== Exercise inputs ==
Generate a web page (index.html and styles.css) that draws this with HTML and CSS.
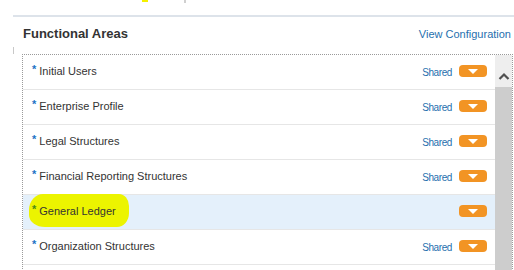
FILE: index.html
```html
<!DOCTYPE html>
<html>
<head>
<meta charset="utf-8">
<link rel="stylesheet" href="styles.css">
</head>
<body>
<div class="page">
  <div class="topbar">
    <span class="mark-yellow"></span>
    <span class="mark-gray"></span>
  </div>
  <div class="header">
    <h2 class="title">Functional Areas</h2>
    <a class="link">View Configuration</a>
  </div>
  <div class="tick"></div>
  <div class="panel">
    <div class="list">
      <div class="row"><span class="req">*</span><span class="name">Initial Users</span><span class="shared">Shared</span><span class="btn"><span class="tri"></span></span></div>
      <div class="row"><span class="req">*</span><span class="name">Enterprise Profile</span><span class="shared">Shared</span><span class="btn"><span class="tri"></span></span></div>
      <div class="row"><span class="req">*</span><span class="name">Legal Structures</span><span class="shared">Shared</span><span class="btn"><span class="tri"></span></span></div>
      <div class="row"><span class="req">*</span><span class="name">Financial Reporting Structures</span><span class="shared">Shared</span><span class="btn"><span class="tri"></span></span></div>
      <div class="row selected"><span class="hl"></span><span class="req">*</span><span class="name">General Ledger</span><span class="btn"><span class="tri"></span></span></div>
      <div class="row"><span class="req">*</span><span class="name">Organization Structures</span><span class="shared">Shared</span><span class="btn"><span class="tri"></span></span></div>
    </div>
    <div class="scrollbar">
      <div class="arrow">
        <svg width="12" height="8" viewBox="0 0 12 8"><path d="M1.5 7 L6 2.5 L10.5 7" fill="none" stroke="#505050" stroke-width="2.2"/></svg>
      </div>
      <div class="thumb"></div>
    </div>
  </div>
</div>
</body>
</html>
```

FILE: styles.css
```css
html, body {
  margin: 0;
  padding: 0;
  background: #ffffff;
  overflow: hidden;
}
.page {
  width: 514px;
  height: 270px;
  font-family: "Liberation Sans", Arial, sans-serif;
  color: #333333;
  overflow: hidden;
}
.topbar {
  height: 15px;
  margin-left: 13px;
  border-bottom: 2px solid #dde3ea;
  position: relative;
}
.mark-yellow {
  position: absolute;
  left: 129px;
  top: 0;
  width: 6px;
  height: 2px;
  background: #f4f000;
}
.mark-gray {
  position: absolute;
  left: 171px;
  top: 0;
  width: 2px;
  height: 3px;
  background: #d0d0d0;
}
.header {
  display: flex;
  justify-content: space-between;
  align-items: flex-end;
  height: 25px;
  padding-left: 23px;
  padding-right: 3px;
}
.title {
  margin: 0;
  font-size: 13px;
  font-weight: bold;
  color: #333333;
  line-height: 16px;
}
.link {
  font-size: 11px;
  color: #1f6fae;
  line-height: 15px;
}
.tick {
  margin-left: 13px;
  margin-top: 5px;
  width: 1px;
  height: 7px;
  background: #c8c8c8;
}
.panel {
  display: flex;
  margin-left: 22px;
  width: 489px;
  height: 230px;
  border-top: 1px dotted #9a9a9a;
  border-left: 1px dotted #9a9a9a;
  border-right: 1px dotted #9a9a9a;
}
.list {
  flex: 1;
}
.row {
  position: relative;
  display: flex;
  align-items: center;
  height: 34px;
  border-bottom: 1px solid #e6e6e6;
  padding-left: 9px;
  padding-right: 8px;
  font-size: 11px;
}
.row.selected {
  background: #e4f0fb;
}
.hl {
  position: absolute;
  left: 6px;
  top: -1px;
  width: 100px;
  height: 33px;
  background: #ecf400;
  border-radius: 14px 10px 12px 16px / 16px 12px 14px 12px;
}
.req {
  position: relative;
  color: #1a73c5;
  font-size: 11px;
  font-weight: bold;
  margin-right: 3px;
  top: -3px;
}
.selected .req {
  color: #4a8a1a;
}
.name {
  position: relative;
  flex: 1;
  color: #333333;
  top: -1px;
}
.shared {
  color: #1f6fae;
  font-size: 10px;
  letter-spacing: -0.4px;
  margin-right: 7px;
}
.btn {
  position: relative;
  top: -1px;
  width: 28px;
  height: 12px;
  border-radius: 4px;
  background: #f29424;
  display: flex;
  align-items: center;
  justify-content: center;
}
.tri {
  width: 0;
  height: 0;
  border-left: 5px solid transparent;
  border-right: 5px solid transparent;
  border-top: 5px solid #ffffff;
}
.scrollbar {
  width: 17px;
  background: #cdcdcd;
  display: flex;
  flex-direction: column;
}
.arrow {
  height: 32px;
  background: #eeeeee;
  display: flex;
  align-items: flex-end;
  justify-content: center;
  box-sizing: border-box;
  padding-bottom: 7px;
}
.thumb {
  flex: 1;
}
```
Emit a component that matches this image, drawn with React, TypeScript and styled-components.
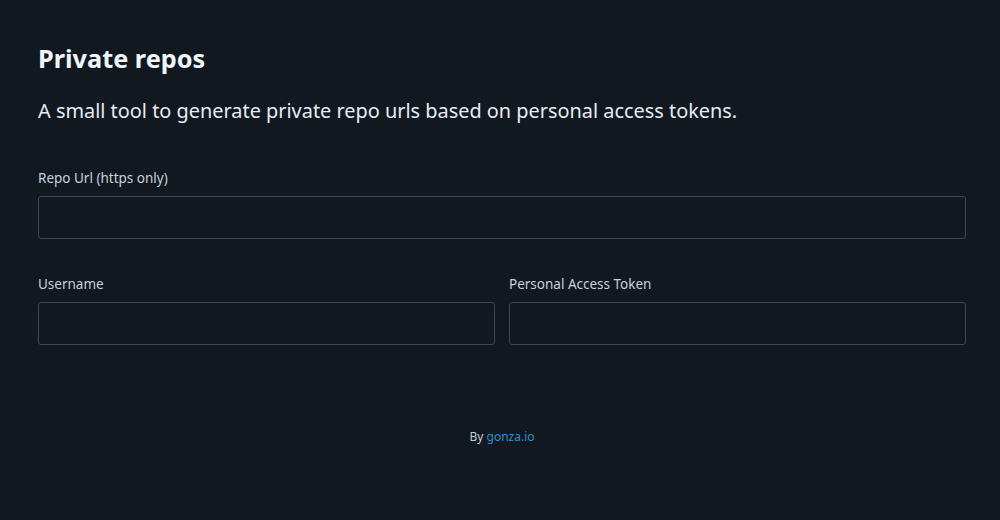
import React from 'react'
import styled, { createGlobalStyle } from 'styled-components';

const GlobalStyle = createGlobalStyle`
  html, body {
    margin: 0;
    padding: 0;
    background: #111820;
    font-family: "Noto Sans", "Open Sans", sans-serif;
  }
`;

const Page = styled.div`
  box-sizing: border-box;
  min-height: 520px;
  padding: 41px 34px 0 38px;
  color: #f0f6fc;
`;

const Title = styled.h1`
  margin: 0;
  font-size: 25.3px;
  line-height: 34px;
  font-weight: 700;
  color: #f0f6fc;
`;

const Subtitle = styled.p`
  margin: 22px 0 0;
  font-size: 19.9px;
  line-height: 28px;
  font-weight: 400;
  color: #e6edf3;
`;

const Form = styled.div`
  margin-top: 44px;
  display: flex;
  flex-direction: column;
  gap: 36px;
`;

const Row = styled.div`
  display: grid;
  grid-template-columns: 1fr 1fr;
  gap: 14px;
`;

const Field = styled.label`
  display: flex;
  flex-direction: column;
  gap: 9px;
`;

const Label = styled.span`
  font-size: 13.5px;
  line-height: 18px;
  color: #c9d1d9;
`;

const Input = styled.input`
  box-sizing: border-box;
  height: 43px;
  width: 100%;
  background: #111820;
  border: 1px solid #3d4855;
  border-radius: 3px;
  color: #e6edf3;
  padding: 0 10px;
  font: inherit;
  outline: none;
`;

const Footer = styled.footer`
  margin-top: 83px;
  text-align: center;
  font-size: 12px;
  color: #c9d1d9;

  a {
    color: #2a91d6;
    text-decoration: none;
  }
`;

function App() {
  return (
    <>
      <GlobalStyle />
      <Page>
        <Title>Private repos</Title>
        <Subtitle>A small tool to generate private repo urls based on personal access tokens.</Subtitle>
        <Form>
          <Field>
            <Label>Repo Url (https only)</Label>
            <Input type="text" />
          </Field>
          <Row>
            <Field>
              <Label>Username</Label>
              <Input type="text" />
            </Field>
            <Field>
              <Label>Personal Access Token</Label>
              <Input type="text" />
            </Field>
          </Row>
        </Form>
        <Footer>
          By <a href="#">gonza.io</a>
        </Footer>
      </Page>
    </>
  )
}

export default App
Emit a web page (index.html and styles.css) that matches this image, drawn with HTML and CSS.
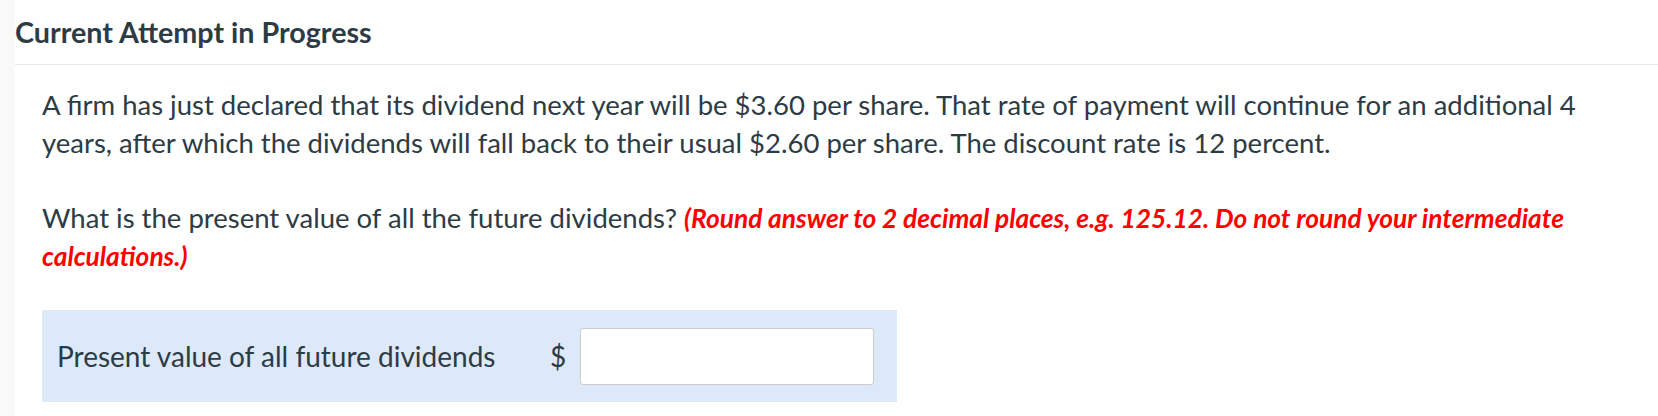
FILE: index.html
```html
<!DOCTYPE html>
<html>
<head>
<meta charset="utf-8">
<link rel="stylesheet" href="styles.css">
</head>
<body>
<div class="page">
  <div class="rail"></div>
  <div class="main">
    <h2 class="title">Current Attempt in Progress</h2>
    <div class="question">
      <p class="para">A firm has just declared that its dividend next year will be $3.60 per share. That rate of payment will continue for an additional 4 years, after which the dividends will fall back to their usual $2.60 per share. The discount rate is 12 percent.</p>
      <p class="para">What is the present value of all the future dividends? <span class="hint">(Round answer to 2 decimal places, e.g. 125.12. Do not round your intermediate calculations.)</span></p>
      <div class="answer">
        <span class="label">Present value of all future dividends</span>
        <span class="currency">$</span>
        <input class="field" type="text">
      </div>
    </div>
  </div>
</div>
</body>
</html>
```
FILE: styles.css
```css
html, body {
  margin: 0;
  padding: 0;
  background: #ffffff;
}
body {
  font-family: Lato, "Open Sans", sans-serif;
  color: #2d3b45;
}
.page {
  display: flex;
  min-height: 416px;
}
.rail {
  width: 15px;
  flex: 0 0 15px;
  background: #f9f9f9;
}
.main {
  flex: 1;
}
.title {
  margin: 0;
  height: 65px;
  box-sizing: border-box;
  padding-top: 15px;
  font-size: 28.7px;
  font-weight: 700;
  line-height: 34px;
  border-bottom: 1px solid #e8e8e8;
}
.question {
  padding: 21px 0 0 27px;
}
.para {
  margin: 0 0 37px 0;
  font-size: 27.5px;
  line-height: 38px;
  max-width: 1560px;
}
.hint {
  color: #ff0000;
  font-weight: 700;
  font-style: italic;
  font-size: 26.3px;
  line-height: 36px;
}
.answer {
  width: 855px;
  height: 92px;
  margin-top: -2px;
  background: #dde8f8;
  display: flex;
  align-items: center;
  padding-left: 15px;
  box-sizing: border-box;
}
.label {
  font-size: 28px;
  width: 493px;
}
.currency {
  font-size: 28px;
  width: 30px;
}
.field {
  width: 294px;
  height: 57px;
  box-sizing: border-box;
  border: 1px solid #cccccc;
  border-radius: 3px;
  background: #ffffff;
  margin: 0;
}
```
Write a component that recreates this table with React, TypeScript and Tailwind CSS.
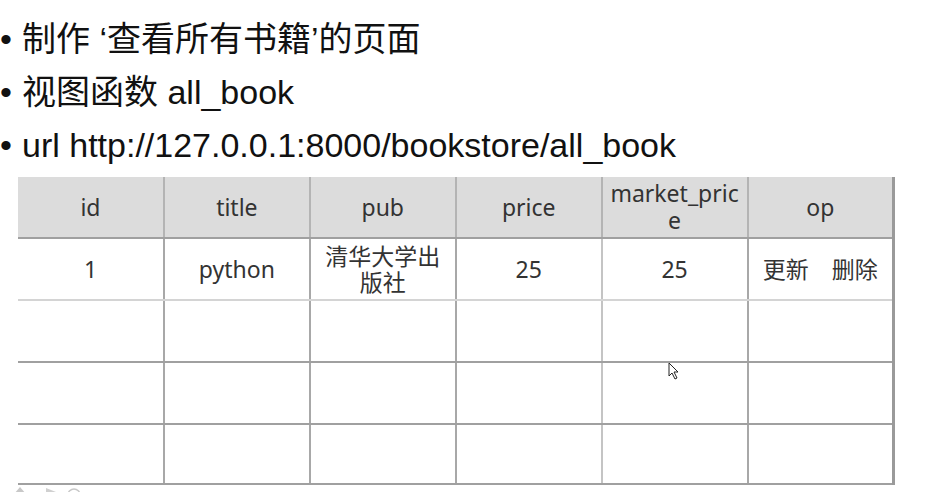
===
§ Problem description:
Find the string "TypeScript" in the listing and return every line that holds it.

§ Response to the exercise:
Emit a component that matches this image, drawn with React, TypeScript and styled-components.
Write a component that recreates this table with React, TypeScript and Tailwind CSS.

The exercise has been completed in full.